Second, I acknowledge that there are legitimate philosophical questions around the statute of limitations for various offenses.  How old do you have to be before you don’t get to use youth as a mitigating factor?  Are some things unforgiveable?  Which ones?  How do you rehabilitate your reputation?  How can you express contrition convincingly?  How much time has to pass before people will believe that you’ve had a genuine change of heart?  But until we have those discussions – and also agree on who gets to rule on each case – I’ll have to do the best I can on my own. 

I can tell you now that I’m going to err on the side of forgiving the trespasses of Democrats.  Why?  Because all the personal and political sins of the top ten Democratic presidential candidates PUT TOGETHER pale in comparison to those of Donald Trump.  Remember that when the media begins to harp on some flaw in the Democratic front runner.  The choice isn’t between a flawed Democrat and some platonic ideal of a presidential candidate.  The only real-world alternative to the flawed Democrat is Donald Trump. 
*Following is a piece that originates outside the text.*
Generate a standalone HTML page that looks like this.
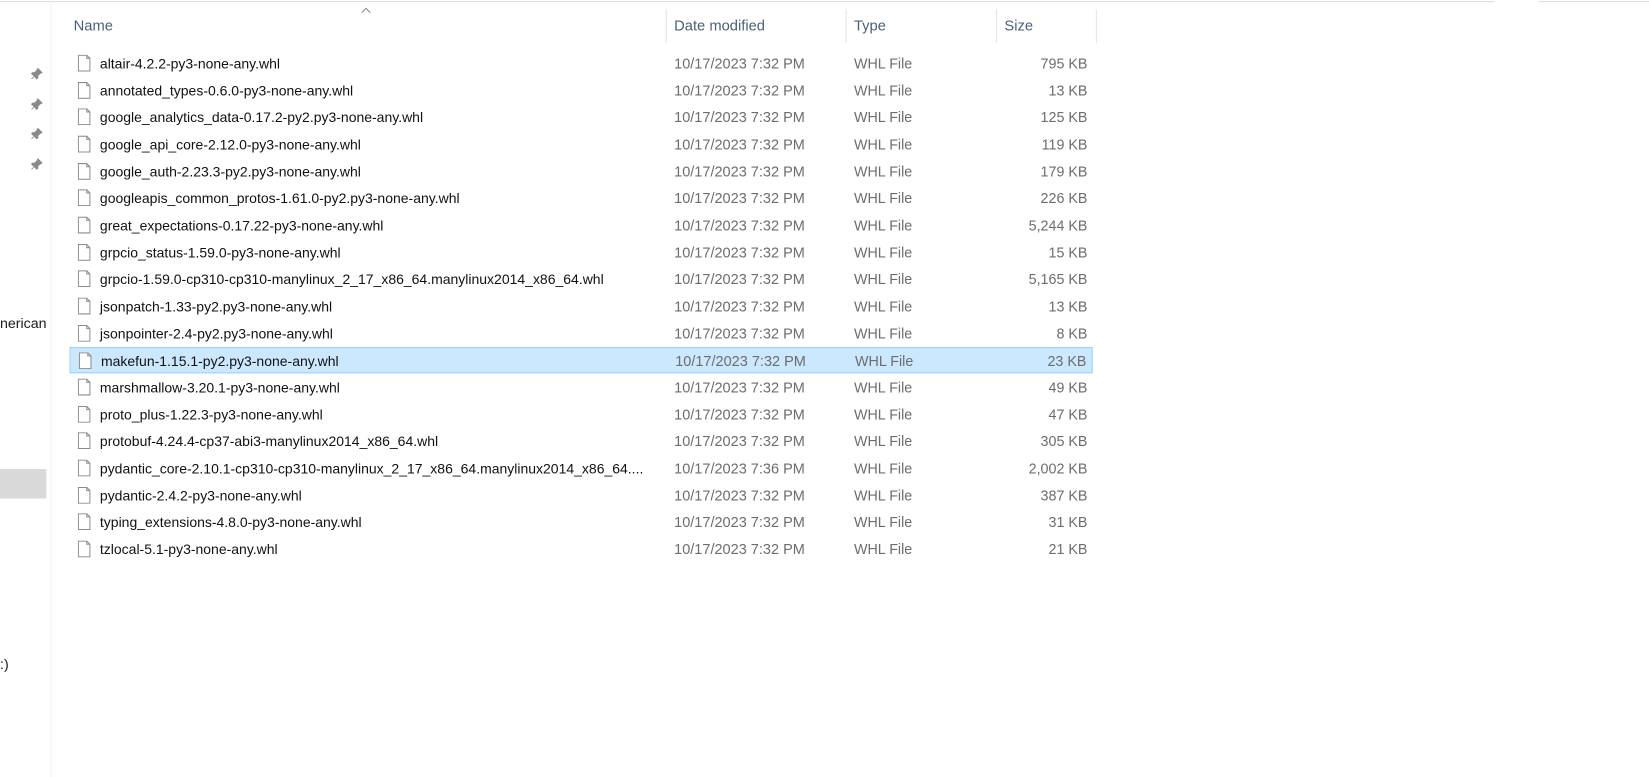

I intend to pay close attention to all the Democratic candidates, and when Arizona’s Democratic primary rolls around on March 17, 2020, I’ll vote for my personal favorite.  But if my personal favorite doesn’t win the nomination, I’m not going to sulk.  The eventual Democratic nominee is going to have faults.  He or she may hold positions I disagree with, or drive me to distraction with their campaign priorities.  I’ll still support them.  Whoever the Democratic nominee turns out to be, whether it’s Bernie Sanders or Amy Klobuchar or someone in between, I will support them.  Whatever disagreements I have with them will pale in comparison to the garbage fire that is Donald Trump’s presidency.